Çözüm sürecinin bitmesi ve devletin kirli savaş politikalarını devreye soktuğu bu dönemde karşılıklı vazgeçilmelerin yaşandığı bir döneme girdik. Devrimci kurumların LGBTİ+’lardan, LGBTİ+’ların Kürtlerden vazgeçtiği bir süreç.
Bu süreçte tüm yük tabi ki bu kesişimsel noktada mücadele verenlere yani biz Kürt LGBTİ+’lara kalıyor. Mesele yıllardır devletin kendine tehdit olarak gördüğü ve her fırsatta terörize ettiği Kürt ve LGBTİ+ varoluşlarının verdiği mücadelenin tüm yükünün bizim üzerimizde kalmasıdır.

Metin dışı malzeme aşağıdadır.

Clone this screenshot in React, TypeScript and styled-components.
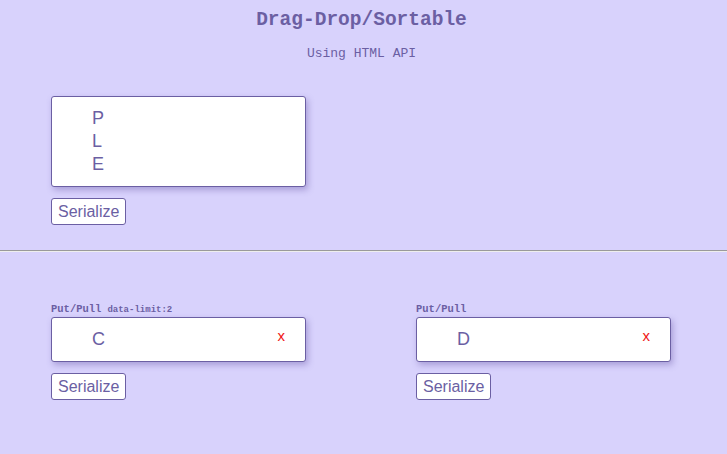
import React from "react";
import styled, { createGlobalStyle } from "styled-components";

const Global = createGlobalStyle`
  html, body { margin: 0; padding: 0; background: #d8d2fc; }
  body { font-family: "Liberation Sans", Arial, sans-serif; color: #6b5fa3; }
`;

const Page = styled.div`
  width: 727px;
  min-height: 454px;
  background: #d8d2fc;
`;

const Title = styled.h1`
  margin: 0;
  padding: 8px 4px 0 0;
  text-align: center;
  font-family: "Liberation Mono", "DejaVu Sans Mono", monospace;
  font-weight: bold;
  font-size: 19.5px;
  line-height: 24px;
  color: #6b5fa3;
`;

const Subtitle = styled.p`
  margin: 14px 0 0;
  padding-right: 4px;
  text-align: center;
  font-family: "Liberation Mono", "DejaVu Sans Mono", monospace;
  font-size: 13px;
  line-height: 16px;
  color: #6b5fa3;
`;

const Section = styled.section<{ $top: number; $bottom: number }>`
  display: grid;
  grid-template-columns: 365px 1fr;
  padding: ${(p) => p.$top}px 0 ${(p) => p.$bottom}px;
`;

const Column = styled.div`
  box-sizing: border-box;
  padding-left: 51px;
  display: flex;
  flex-direction: column;
  align-items: flex-start;
`;

const Label = styled.div`
  height: 12px;
  font-family: "Liberation Mono", "DejaVu Sans Mono", monospace;
  font-weight: bold;
  font-size: 10.5px;
  line-height: 12px;
  margin-bottom: 2px;
  color: #6b5fa3;
`;

const Small = styled.span`
  font-size: 9px;
  line-height: 1;
  margin-left: 6px;
`;

const List = styled.ul<{ $minHeight: number }>`
  list-style: none;
  margin: 0;
  box-sizing: border-box;
  width: 255px;
  min-height: ${(p) => p.$minHeight}px;
  padding: 10px 20px 8px 40px;
  background: #fff;
  border: 1px solid #6b5fa3;
  border-radius: 3px;
  box-shadow: 2px 3px 6px rgba(80, 60, 150, 0.35);
`;

const Item = styled.li`
  display: flex;
  justify-content: space-between;
  align-items: center;
  font-family: "Liberation Sans", Arial, sans-serif;
  font-size: 18px;
  line-height: 23px;
  color: #6b5fa3;
`;

const Remove = styled.span`
  font-family: "Liberation Sans", Arial, sans-serif;
  font-size: 15px;
  color: #f01818;
  margin-top: -8px;
`;

const Button = styled.button`
  margin-top: 11px;
  height: 27px;
  padding: 0 6px;
  background: #fff;
  border: 1px solid #6b5fa3;
  border-radius: 3px;
  font-family: "Liberation Sans", Arial, sans-serif;
  font-size: 16px;
  color: #6b5fa3;
`;

const Rule = styled.hr`
  margin: 0;
  border: none;
  border-top: 1px solid #9a9a9a;
  border-bottom: 1px solid #eeeeee;
`;

export default function App() {
  return (
    <Page>
      <Global />
      <Title>Drag-Drop/Sortable</Title>
      <Subtitle>Using HTML API</Subtitle>
      <Section $top={34} $bottom={25}>
        <Column>
          <List $minHeight={91}>
            <Item>P</Item>
            <Item>L</Item>
            <Item>E</Item>
          </List>
          <Button>Serialize</Button>
        </Column>
      </Section>
      <Rule />
      <Section $top={51} $bottom={40}>
        <Column>
          <Label>
            Put/Pull<Small>data-limit:2</Small>
          </Label>
          <List $minHeight={45}>
            <Item>
              C<Remove>x</Remove>
            </Item>
          </List>
          <Button>Serialize</Button>
        </Column>
        <Column>
          <Label>Put/Pull</Label>
          <List $minHeight={45}>
            <Item>
              D<Remove>x</Remove>
            </Item>
          </List>
          <Button>Serialize</Button>
        </Column>
      </Section>
    </Page>
  );
}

Ben bir Kürt lgbti+ olarak bu mücadeleyi vermek zorundayım, ama bu sadece benim sorumluluğumda değil, egemen ve onun getirdiği konfora sahip olanın da sorumluluğudur. Ama buna rağmen beyaz-Türklerin tekeline girmiş bu hareketin buna kulak tıkaması da doğalında sistemeatik bir şiddeti doğurmaktadır.

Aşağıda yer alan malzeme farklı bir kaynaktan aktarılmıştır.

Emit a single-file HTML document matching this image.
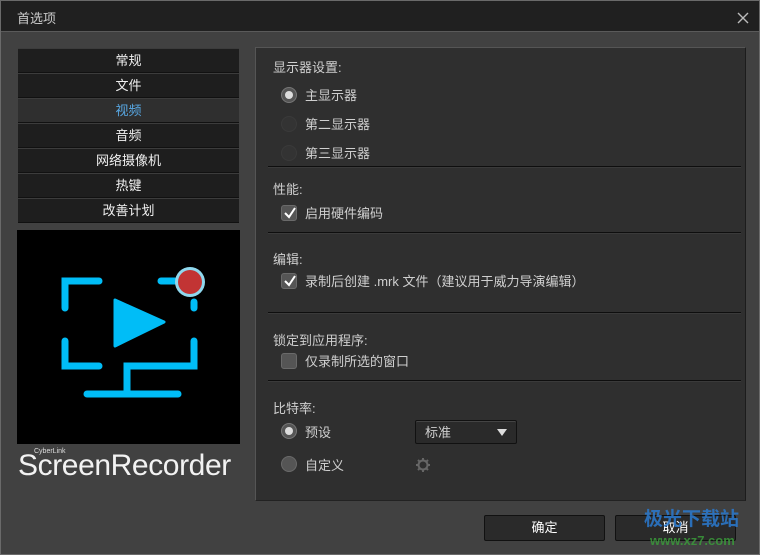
<!DOCTYPE html>
<html><head><meta charset="utf-8"><style>
*{margin:0;padding:0;box-sizing:border-box}
body{width:760px;height:555px;background:#414141;font-family:"Liberation Sans","Noto Sans CJK SC",sans-serif;font-size:13px;color:#d8d8d8;position:relative;overflow:hidden}
.abs{position:absolute}
#win{left:0;top:0;width:760px;height:555px;border:1px solid #6a6a6a}
#title{left:1px;top:1px;width:758px;height:31px;background:#202020;border-bottom:1px solid #5a5a5a}
.nav{left:18px;width:221px;height:25px;background:#1e1e1e;border-top:1px solid #3c3c3c;border-bottom:1px solid #111;color:#f0f0f0;text-align:center;line-height:23px;font-size:13px}
#panel{left:255px;top:47px;width:491px;height:454px;background:#2f2f2f;border:1px solid #555;border-right-color:#1c1c1c;border-bottom-color:#222}
.lbl{font-size:13px;color:#cfcfcf;line-height:17px}
.sep{left:268px;width:473px;height:2px;border-top:1px solid #0e0e0e;border-bottom:1px solid #3a3a3a}
.radio{width:16px;height:16px;border-radius:50%;background:#333;border:1px solid #3a3a3a}
.radio.on{background:#555;border:1px solid #777}
.radio.on:after{content:"";position:absolute;left:3px;top:3px;width:8px;height:8px;border-radius:50%;background:#ddd}
.radio.mid{background:#555;border:1px solid #6a6a6a}
.cb{width:16px;height:16px;border-radius:3px;background:#555;border:1px solid #6a6a6a}
.btn{height:26px;width:121px;background:#2a2a2a;border:1px solid #111;border-radius:2px;color:#fff;text-align:center;line-height:24px}
</style></head><body>
<div id="win" class="abs"></div>
<div id="title" class="abs"><span class="abs" style="left:16px;top:7px;color:#ccc;font-size:13px">首选项</span>
<svg class="abs" style="left:736px;top:11px" width="12" height="12"><path d="M1 1L11 11M11 1L1 11" stroke="#bbb" stroke-width="1.4"/></svg></div>

<div class="abs nav" style="top:48px">常规</div>
<div class="abs nav" style="top:73px">文件</div>
<div class="abs nav" style="top:98px;background:#2f2f2f;color:#58a8e4">视频</div>
<div class="abs nav" style="top:123px">音频</div>
<div class="abs nav" style="top:148px">网络摄像机</div>
<div class="abs nav" style="top:173px">热键</div>
<div class="abs nav" style="top:198px">改善计划</div>

<div class="abs" style="left:17px;top:230px;width:223px;height:214px;background:#000"></div>
<svg class="abs" style="left:0;top:0" width="260" height="420">
<g stroke="#00bdf7" stroke-width="7" stroke-linecap="round" fill="none">
<path d="M99 281H65V308"/><path d="M161 281H175"/><path d="M194 302V308"/>
<path d="M65 341V366H99"/><path d="M194 341V366H127V392"/><path d="M87 394H178"/>
</g>
<path d="M115 300L164 322L115 346Z" fill="#00bdf7" stroke="#00bdf7" stroke-width="3" stroke-linejoin="round"/>
<circle cx="190" cy="282" r="15" fill="#8fd8ee"/><circle cx="190" cy="282" r="12" fill="#c23434"/>
</svg>
<div class="abs" style="left:34px;top:448px;font-size:7px;color:#ddd">CyberLink</div>
<div class="abs" style="left:18px;top:449px;font-size:30px;color:#f2f2f2;letter-spacing:-0.4px;font-weight:300">ScreenRecorder</div>

<div id="panel" class="abs"></div>
<div class="abs lbl" style="left:273px;top:59px">显示器设置:</div>
<div class="abs radio on" style="left:281px;top:87px"></div><div class="abs lbl" style="left:305px;top:87px">主显示器</div>
<div class="abs radio" style="left:281px;top:116px"></div><div class="abs lbl" style="left:305px;top:116px">第二显示器</div>
<div class="abs radio" style="left:281px;top:145px"></div><div class="abs lbl" style="left:305px;top:145px">第三显示器</div>
<div class="abs sep" style="top:166px"></div>
<div class="abs lbl" style="left:273px;top:181px">性能:</div>
<div class="abs cb" style="left:281px;top:205px"></div><svg class="abs" style="left:283px;top:206px" width="14" height="14"><path d="M2 7L6 11L12 2" stroke="#fff" stroke-width="2" fill="none"/></svg>
<div class="abs lbl" style="left:305px;top:205px">启用硬件编码</div>
<div class="abs sep" style="top:232px"></div>
<div class="abs lbl" style="left:273px;top:251px">编辑:</div>
<div class="abs cb" style="left:281px;top:273px"></div><svg class="abs" style="left:283px;top:274px" width="14" height="14"><path d="M2 7L6 11L12 2" stroke="#fff" stroke-width="2" fill="none"/></svg>
<div class="abs lbl" style="left:305px;top:273px">录制后创建 .mrk 文件（建议用于威力导演编辑）</div>
<div class="abs sep" style="top:312px"></div>
<div class="abs lbl" style="left:273px;top:332px">锁定到应用程序:</div>
<div class="abs cb" style="left:281px;top:353px"></div>
<div class="abs lbl" style="left:305px;top:353px">仅录制所选的窗口</div>
<div class="abs sep" style="top:380px"></div>
<div class="abs lbl" style="left:273px;top:400px">比特率:</div>
<div class="abs radio on" style="left:281px;top:423px"></div><div class="abs lbl" style="left:305px;top:424px">预设</div>
<div class="abs" style="left:415px;top:420px;width:102px;height:24px;background:#2a2a2a;border:1px solid #111;border-radius:2px;box-shadow:inset 0 1px 0 #444"></div>
<div class="abs lbl" style="left:425px;top:424px">标准</div>
<svg class="abs" style="left:497px;top:429px" width="10" height="8"><path d="M0 0H10L5 7Z" fill="#ddd"/></svg>
<div class="abs radio mid" style="left:281px;top:456px"></div><div class="abs lbl" style="left:305px;top:457px">自定义</div>
<svg class="abs" style="left:415px;top:457px" width="16" height="16"><g stroke="#666" stroke-width="2"><circle cx="8" cy="8" r="4.5" fill="none"/><path d="M8 1V3.5M8 12.5V15M1 8H3.5M12.5 8H15M3 3L4.8 4.8M11.2 11.2L13 13M13 3L11.2 4.8M4.8 11.2L3 13"/></g></svg>

<div class="abs btn" style="left:484px;top:515px">确定</div>
<div class="abs btn" style="left:615px;top:515px">取消</div>
<div class="abs" style="left:644px;top:504px;font-size:19px;font-weight:bold;color:#2a7ad0;opacity:.85">极光下载站</div>
<div class="abs" style="left:650px;top:533px;font-size:13px;font-weight:bold;color:#3a9a3a;opacity:.85">www.xz7.com</div>
</body></html>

Ama tabi tüm bu şiddete rağmen Kürt LGBTİ+’lar sadece Pride’ta değil sosyal hayatta da birbirlerini buluyor, yan yana geliyor ve örgütleniyor. O sansüre rağmen Kürt LGBTİ+’lar tüm sokaklarda sloganlarını attı.

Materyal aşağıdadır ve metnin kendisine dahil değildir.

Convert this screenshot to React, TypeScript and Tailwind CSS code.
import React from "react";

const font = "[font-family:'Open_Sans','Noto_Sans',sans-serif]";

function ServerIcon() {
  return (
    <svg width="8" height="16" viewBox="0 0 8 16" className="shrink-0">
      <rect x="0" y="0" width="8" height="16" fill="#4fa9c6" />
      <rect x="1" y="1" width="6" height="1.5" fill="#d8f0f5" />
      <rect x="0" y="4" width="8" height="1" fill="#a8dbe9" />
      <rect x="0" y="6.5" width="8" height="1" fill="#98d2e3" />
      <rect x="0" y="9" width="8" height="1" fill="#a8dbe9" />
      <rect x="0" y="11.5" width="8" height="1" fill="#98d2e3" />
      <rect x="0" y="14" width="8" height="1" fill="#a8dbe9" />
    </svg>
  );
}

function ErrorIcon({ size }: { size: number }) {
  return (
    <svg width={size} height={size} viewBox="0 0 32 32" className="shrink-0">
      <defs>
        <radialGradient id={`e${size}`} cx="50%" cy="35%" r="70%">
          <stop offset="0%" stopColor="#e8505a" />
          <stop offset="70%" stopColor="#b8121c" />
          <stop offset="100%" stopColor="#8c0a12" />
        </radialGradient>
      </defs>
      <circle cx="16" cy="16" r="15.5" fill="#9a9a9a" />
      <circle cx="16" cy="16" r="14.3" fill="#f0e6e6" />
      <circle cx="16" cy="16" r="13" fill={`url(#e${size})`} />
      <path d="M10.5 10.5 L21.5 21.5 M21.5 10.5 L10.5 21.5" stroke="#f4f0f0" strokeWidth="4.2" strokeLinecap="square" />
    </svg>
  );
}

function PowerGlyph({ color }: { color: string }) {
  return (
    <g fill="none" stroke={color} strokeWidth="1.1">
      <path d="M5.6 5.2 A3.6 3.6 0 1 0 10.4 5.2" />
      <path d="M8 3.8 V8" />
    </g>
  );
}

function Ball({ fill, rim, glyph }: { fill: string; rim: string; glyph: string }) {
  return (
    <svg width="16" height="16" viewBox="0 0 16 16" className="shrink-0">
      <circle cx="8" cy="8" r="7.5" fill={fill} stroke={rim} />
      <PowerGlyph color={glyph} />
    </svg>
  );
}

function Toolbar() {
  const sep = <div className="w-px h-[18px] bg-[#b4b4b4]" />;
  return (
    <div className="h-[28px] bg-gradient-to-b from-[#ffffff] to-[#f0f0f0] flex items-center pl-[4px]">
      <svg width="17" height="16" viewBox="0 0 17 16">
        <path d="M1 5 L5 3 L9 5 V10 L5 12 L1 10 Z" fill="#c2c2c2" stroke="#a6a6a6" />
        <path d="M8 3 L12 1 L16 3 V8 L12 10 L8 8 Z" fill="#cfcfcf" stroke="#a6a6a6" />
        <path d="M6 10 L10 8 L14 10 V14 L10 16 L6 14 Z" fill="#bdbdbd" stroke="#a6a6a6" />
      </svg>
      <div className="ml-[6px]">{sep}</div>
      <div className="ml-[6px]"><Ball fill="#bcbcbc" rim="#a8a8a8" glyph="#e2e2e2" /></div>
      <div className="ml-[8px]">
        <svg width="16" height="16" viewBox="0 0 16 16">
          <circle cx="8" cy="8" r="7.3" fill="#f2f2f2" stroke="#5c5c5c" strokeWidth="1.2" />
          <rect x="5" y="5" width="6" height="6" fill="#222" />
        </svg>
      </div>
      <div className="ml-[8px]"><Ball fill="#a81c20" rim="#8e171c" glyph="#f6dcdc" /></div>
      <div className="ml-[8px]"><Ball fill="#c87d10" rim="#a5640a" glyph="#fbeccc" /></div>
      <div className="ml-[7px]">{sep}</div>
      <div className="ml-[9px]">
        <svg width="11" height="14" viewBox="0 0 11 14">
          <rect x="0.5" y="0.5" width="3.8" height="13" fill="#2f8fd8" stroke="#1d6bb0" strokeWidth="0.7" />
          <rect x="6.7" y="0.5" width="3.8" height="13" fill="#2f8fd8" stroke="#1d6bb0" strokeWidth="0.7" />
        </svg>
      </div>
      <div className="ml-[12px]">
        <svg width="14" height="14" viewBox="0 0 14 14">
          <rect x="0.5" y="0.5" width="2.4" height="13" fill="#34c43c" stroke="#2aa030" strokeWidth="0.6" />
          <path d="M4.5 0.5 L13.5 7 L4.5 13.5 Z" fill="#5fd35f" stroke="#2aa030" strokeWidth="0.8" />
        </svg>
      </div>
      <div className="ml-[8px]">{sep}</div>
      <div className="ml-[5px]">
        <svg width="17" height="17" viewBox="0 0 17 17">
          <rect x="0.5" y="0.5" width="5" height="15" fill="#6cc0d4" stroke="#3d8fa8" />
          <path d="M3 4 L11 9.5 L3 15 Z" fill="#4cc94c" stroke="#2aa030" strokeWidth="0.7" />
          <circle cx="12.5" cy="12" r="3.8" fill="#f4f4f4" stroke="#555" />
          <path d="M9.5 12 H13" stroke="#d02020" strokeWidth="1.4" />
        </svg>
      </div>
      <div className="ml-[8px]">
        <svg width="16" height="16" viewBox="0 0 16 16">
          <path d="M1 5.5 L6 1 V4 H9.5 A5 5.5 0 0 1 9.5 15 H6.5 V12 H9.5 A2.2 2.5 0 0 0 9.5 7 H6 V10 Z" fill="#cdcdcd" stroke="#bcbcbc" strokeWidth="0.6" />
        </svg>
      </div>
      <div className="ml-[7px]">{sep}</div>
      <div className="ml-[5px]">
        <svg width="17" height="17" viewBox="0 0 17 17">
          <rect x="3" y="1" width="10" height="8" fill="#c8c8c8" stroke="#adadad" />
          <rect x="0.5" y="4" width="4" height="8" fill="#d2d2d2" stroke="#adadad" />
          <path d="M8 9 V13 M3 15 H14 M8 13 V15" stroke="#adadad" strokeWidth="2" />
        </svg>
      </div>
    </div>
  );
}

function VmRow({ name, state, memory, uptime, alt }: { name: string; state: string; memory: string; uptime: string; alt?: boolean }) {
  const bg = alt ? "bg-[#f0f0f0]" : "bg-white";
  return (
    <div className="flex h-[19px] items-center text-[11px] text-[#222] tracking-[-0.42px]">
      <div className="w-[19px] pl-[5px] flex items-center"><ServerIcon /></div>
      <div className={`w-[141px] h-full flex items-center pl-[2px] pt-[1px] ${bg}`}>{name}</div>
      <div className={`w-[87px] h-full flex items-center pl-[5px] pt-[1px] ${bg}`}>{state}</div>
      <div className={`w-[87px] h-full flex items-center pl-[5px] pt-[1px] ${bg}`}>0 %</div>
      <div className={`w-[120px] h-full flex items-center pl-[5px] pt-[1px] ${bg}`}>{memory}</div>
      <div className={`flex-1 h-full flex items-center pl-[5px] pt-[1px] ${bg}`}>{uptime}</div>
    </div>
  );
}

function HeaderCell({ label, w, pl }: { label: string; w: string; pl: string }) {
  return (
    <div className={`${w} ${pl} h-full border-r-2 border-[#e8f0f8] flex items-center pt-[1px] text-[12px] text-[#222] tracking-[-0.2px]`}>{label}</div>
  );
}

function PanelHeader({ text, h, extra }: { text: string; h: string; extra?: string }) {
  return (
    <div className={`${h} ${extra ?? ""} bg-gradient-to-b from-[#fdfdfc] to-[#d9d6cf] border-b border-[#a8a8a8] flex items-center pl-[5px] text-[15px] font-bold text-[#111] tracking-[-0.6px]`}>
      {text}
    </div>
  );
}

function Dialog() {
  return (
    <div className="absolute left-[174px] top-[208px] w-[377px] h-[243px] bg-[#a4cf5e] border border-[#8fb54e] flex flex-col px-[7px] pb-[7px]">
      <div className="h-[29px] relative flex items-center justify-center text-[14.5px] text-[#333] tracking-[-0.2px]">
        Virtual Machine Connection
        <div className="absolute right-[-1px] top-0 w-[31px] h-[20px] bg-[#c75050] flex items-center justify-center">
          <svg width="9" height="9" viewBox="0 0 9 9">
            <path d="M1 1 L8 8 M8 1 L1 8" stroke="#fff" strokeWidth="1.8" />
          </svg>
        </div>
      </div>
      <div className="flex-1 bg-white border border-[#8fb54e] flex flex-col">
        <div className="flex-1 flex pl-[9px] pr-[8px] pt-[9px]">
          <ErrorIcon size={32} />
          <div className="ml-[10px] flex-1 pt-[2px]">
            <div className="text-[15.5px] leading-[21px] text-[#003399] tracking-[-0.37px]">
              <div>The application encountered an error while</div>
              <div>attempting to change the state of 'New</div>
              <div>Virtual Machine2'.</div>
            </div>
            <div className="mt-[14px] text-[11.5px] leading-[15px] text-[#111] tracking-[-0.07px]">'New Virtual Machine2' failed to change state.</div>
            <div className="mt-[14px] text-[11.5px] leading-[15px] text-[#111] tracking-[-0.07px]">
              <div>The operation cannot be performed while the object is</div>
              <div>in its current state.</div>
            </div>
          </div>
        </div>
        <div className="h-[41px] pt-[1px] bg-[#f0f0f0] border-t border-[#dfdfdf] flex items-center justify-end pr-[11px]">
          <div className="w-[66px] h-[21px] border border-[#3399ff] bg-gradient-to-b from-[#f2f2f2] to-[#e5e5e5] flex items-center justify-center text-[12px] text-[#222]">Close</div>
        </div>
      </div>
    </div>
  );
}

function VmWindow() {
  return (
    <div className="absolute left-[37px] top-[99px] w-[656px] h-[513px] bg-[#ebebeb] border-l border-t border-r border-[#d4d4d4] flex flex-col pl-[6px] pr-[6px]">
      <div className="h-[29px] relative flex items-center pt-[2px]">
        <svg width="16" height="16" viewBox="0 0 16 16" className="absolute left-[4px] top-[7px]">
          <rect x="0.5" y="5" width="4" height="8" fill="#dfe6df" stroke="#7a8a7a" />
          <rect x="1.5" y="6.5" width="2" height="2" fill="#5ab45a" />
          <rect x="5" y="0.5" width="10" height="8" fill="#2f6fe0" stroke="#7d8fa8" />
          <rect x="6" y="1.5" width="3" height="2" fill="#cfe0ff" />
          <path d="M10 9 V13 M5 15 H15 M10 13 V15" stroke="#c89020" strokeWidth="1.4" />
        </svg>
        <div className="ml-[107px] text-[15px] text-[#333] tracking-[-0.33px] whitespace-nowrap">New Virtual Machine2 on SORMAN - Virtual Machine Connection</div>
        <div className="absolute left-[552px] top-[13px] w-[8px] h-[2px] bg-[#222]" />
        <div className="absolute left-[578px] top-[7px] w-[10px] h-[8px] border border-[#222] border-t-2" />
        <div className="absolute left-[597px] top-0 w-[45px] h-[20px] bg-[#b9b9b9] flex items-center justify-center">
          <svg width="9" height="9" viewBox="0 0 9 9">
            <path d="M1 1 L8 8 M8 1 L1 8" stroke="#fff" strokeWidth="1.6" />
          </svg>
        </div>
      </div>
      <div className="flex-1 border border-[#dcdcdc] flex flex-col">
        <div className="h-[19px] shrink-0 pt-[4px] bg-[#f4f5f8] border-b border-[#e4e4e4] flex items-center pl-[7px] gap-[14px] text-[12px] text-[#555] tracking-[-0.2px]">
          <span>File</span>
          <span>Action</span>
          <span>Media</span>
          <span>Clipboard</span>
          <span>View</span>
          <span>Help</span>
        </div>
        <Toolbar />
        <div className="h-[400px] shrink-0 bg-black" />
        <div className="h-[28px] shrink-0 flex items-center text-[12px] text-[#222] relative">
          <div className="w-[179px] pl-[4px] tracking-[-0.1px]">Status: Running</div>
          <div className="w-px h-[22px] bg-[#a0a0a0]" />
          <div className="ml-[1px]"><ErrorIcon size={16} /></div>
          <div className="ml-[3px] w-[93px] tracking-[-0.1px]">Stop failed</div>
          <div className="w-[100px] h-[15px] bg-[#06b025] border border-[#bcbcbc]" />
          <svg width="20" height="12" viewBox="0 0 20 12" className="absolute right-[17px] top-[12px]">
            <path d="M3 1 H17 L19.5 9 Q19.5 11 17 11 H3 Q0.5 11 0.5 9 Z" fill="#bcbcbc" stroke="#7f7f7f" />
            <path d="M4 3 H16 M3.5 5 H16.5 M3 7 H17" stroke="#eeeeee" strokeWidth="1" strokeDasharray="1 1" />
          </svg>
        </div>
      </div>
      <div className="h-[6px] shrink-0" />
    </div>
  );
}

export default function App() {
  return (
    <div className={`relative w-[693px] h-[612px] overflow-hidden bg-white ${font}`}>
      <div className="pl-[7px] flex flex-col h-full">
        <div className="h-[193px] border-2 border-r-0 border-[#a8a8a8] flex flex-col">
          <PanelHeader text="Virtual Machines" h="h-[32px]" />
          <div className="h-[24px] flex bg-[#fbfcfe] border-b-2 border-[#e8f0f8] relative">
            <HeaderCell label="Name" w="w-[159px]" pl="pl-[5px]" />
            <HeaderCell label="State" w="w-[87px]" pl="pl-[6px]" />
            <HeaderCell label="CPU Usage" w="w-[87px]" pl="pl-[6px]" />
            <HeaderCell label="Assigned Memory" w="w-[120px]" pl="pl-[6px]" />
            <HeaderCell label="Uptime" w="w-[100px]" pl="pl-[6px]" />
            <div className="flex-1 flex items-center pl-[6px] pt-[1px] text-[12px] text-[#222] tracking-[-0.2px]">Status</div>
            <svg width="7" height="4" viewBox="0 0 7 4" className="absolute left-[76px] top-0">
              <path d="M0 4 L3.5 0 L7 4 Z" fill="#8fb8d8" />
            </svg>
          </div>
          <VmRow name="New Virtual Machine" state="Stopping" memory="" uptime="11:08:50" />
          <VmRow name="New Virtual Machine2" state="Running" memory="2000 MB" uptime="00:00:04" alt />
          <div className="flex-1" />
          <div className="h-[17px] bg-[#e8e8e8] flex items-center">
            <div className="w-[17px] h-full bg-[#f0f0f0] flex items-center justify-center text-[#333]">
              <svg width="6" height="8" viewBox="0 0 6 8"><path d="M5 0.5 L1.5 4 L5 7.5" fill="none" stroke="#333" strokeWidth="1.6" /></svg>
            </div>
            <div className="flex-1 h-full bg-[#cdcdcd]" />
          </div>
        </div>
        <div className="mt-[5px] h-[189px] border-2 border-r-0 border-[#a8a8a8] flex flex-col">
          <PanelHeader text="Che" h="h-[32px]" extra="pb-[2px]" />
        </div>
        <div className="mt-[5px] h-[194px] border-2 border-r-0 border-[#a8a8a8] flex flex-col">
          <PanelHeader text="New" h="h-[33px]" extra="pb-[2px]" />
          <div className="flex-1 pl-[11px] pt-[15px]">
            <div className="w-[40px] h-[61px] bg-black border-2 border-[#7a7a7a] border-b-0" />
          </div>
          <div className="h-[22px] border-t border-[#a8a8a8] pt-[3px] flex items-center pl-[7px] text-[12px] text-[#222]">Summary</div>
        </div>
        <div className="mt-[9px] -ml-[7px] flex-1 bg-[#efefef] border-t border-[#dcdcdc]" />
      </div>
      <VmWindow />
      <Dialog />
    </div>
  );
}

‘Biji berxwedana Lubunya’, ‘Kürdistan vardır lubunyalar vardır’ ve ‘Rojavada direnen lubunyaya bin selam’ sloganı beni o an yükselten, güvende ve iyi hissettiren sloganlardı.
Tüm nefrete, yasaklara, devlet-polis şiddetine ve kürtfobiye rağmen “Sokaklar Bizim!” dedik. Varoluşlarımız, kimliklerimiz, renklerimiz, hüznümüz, hasretimiz, gullümümüz, madiliğimiz, zırıllığımız ile yürüdük bu patikadan.
Yolu açtık ve bu yol sadece bizimle yürüyenlere değil bir sonra ki senelerde yürüyeceklerin öğreneceği bir yol olacak. Belki kötü hissedeceği için belki de başka bir sebepten gelemeyenlerimizle yürümeye devam edeceğiz.
Yan yana yürüyemesekte o patikanın aşınmasında emeği olanlar ile tekrar yürüyeceğiz, kaybettiklerimiz ile, onların düşlerini gerçek kılıp yürüyeceğiz ama yürüyeceğiz.
Özgür kıldığımız sokaklarımızdan özerk topraklarda mücadele veren lubunyalar ile yürüyeceğiz, bu sistemin üstüne.
Selam olsun her yerde direnen lubunyalara aşko.